%%
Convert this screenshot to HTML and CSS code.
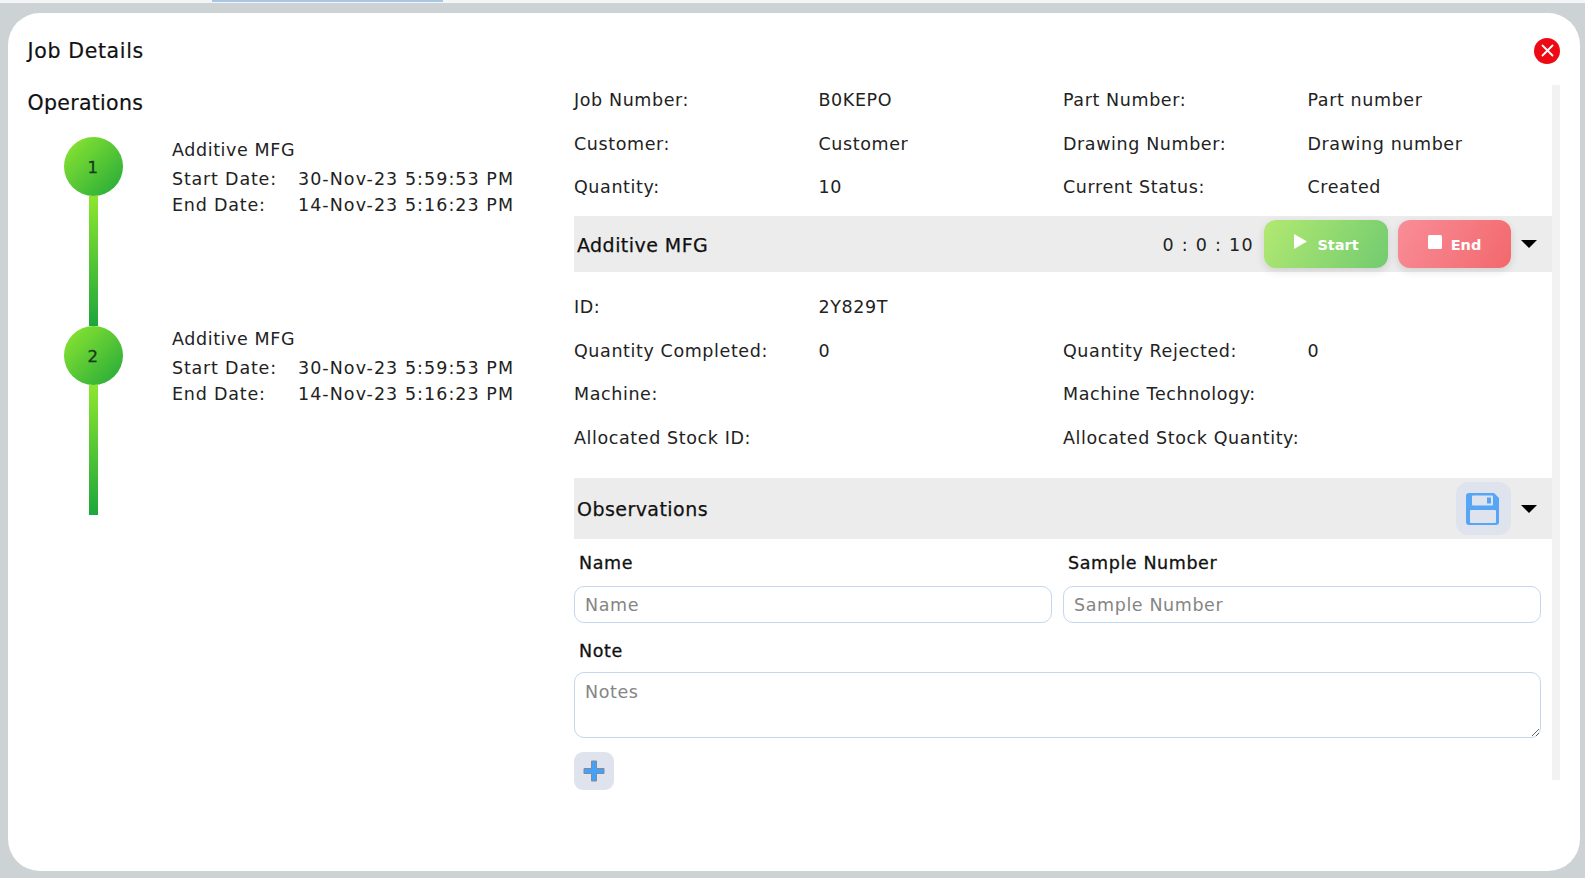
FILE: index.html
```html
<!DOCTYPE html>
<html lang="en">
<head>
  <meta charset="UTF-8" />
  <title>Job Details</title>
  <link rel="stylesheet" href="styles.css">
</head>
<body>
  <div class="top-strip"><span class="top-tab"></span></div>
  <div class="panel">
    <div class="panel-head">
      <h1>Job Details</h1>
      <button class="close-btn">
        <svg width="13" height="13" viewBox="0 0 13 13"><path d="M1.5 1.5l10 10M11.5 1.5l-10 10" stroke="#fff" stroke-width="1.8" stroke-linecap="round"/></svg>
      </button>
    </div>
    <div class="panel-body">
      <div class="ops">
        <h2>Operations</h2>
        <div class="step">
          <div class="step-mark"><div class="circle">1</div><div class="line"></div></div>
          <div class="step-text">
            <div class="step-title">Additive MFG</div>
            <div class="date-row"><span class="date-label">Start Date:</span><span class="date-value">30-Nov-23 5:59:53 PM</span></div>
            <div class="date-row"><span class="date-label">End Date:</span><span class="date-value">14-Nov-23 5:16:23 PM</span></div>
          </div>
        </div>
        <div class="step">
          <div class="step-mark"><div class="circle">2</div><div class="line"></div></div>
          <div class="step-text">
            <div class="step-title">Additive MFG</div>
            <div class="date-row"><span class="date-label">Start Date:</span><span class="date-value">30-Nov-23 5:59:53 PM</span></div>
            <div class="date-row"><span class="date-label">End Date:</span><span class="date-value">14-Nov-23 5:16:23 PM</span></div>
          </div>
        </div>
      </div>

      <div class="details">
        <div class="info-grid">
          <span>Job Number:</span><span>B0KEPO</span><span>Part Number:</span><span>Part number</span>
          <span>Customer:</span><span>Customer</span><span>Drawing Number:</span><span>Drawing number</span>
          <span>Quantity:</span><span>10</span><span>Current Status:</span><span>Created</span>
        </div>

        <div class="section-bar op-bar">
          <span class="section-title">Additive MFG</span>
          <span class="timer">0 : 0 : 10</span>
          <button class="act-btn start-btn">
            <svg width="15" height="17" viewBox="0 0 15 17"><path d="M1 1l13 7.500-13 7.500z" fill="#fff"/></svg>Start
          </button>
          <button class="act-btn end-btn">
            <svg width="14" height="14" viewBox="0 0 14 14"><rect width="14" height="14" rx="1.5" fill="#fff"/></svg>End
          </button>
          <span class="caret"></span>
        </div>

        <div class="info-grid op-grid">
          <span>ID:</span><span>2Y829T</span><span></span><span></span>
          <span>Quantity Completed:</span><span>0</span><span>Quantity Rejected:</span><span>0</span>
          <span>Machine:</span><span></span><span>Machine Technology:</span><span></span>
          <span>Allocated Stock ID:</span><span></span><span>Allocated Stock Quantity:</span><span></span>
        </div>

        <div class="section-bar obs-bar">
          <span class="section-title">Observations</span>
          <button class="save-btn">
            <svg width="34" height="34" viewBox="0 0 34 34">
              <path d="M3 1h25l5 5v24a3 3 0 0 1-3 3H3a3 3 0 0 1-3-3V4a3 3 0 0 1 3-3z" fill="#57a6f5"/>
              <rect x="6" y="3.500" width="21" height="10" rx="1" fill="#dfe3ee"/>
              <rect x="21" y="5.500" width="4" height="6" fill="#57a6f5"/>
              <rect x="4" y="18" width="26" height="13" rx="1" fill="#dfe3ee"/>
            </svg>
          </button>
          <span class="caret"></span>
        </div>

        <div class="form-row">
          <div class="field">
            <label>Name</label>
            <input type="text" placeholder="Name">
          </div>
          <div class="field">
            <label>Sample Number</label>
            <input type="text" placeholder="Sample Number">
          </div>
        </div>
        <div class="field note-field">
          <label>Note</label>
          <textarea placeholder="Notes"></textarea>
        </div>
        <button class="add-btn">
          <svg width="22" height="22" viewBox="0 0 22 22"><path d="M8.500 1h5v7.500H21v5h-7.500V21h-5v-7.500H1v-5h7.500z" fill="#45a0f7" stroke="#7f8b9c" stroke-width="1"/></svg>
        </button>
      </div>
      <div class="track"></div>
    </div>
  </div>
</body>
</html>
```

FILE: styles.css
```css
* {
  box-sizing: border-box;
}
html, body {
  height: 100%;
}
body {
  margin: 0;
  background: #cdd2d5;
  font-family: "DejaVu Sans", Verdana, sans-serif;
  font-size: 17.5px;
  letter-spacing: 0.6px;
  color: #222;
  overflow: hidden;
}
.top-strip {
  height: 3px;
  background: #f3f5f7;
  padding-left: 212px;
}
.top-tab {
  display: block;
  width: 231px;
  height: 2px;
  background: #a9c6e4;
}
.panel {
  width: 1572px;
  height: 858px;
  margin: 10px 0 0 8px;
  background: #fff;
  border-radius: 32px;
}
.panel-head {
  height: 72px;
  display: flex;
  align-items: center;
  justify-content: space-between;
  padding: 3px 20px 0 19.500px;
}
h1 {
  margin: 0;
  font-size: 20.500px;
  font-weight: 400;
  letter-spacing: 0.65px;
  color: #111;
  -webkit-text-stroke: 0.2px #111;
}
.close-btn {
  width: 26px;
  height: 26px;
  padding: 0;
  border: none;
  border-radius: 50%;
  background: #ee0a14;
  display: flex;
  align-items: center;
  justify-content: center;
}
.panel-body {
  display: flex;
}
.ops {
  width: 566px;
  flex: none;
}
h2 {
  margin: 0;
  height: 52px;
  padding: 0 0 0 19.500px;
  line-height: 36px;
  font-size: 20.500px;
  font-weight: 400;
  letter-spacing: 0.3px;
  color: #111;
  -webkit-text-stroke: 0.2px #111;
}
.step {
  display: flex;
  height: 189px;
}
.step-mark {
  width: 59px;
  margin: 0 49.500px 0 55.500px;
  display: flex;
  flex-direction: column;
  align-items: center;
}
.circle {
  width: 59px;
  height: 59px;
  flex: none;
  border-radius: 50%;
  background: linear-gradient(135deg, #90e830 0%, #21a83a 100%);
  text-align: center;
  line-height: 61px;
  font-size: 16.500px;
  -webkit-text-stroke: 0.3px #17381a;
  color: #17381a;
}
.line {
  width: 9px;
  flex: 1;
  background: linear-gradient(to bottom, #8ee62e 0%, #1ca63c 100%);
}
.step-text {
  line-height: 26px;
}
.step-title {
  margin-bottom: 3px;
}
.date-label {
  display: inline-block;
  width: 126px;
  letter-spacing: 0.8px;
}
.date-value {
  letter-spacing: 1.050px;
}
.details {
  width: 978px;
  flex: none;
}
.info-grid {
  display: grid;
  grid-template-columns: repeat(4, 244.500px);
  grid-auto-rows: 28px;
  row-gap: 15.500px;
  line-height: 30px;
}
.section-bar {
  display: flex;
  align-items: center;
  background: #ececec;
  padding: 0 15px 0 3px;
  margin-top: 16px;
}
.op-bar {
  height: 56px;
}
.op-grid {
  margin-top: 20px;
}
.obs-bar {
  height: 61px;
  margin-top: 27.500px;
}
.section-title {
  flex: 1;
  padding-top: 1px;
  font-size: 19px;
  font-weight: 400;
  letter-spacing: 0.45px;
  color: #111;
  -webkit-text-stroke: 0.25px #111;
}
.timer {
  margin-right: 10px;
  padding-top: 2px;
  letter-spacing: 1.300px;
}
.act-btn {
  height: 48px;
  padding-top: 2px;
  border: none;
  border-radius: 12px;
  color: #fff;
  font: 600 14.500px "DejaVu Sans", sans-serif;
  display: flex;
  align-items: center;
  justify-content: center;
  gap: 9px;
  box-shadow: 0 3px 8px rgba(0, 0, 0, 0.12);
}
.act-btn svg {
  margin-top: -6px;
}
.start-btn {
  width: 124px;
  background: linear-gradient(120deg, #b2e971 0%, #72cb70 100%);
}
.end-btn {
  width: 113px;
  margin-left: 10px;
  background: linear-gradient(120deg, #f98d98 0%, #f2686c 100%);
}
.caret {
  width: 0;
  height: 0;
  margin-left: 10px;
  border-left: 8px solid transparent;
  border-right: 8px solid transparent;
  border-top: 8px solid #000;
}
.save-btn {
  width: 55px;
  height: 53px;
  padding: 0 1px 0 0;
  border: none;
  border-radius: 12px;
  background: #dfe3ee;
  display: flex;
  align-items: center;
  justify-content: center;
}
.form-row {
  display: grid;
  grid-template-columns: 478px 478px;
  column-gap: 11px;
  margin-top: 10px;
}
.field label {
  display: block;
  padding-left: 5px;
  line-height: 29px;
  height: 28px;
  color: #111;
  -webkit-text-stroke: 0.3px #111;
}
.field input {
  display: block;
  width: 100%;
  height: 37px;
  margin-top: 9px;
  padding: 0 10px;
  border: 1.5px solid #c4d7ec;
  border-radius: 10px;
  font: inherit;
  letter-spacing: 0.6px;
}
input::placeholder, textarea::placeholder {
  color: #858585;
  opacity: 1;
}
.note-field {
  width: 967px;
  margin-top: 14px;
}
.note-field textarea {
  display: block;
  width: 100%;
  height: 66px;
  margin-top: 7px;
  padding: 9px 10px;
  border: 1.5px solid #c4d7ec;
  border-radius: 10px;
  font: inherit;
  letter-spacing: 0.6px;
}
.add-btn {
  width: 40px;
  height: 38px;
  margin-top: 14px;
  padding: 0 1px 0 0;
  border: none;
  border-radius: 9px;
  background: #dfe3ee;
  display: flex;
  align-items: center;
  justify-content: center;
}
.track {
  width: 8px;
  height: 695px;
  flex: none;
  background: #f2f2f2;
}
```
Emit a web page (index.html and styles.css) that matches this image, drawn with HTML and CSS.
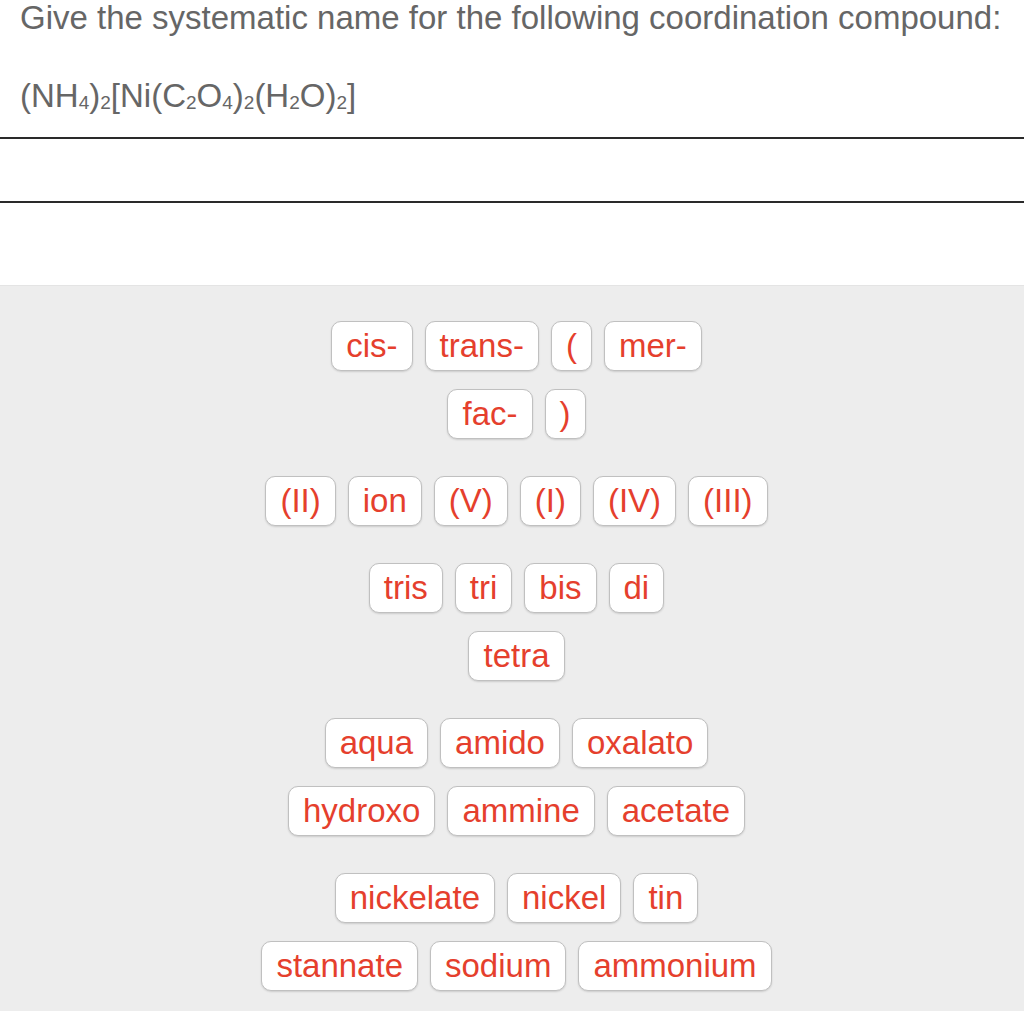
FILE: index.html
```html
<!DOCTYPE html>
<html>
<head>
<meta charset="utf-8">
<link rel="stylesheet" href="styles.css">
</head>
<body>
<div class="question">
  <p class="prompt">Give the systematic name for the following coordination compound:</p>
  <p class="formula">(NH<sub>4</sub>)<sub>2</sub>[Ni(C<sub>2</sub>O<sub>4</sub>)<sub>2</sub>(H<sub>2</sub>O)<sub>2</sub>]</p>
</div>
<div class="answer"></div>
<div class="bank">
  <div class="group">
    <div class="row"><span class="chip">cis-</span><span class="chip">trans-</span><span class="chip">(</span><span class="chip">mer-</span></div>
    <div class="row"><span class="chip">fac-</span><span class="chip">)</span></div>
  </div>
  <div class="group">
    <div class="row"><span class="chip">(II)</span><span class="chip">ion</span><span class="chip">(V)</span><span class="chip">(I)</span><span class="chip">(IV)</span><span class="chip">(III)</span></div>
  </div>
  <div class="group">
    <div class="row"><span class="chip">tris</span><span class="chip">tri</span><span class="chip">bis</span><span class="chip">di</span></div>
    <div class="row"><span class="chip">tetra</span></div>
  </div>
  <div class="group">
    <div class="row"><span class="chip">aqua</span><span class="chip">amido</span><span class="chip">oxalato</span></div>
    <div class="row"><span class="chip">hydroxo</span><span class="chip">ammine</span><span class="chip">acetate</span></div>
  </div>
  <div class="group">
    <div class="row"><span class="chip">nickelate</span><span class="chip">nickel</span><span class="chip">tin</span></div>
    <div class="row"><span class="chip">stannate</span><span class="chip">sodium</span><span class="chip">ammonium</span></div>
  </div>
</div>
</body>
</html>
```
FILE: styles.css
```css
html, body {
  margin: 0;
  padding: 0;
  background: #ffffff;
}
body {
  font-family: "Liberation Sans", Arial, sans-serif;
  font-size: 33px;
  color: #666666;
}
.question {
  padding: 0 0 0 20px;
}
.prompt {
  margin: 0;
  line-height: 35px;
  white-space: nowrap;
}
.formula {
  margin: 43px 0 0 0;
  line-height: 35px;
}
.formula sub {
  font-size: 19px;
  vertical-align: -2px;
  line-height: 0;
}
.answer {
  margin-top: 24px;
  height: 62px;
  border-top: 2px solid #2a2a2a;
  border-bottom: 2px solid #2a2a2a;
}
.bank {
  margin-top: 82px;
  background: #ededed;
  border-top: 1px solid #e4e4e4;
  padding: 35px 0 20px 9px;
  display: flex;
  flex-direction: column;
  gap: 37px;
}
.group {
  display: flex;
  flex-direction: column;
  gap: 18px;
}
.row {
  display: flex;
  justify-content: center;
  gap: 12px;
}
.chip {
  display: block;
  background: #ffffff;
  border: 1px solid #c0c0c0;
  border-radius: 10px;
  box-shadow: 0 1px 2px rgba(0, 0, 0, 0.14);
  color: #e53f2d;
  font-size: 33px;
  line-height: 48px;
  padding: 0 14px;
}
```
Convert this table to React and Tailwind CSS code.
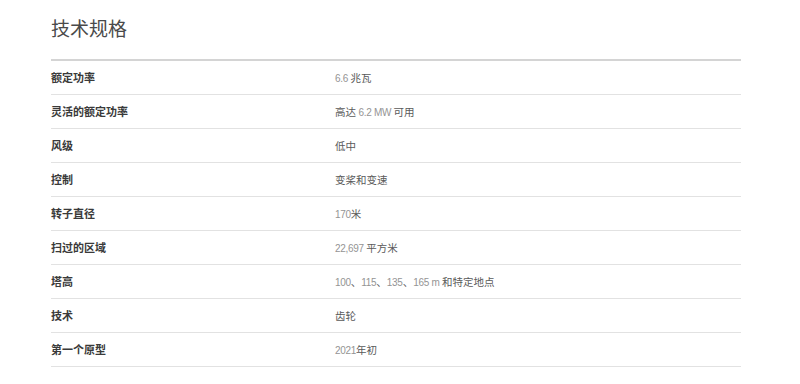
%%
BRIEF | From the records above, pull out every line containing the word "this".

COMPLETED EXERCISE |
Convert this screenshot to HTML and CSS code.
Emit a web page (index.html and styles.css) that matches this image, drawn with HTML and CSS.
Convert this table to React and Tailwind CSS code.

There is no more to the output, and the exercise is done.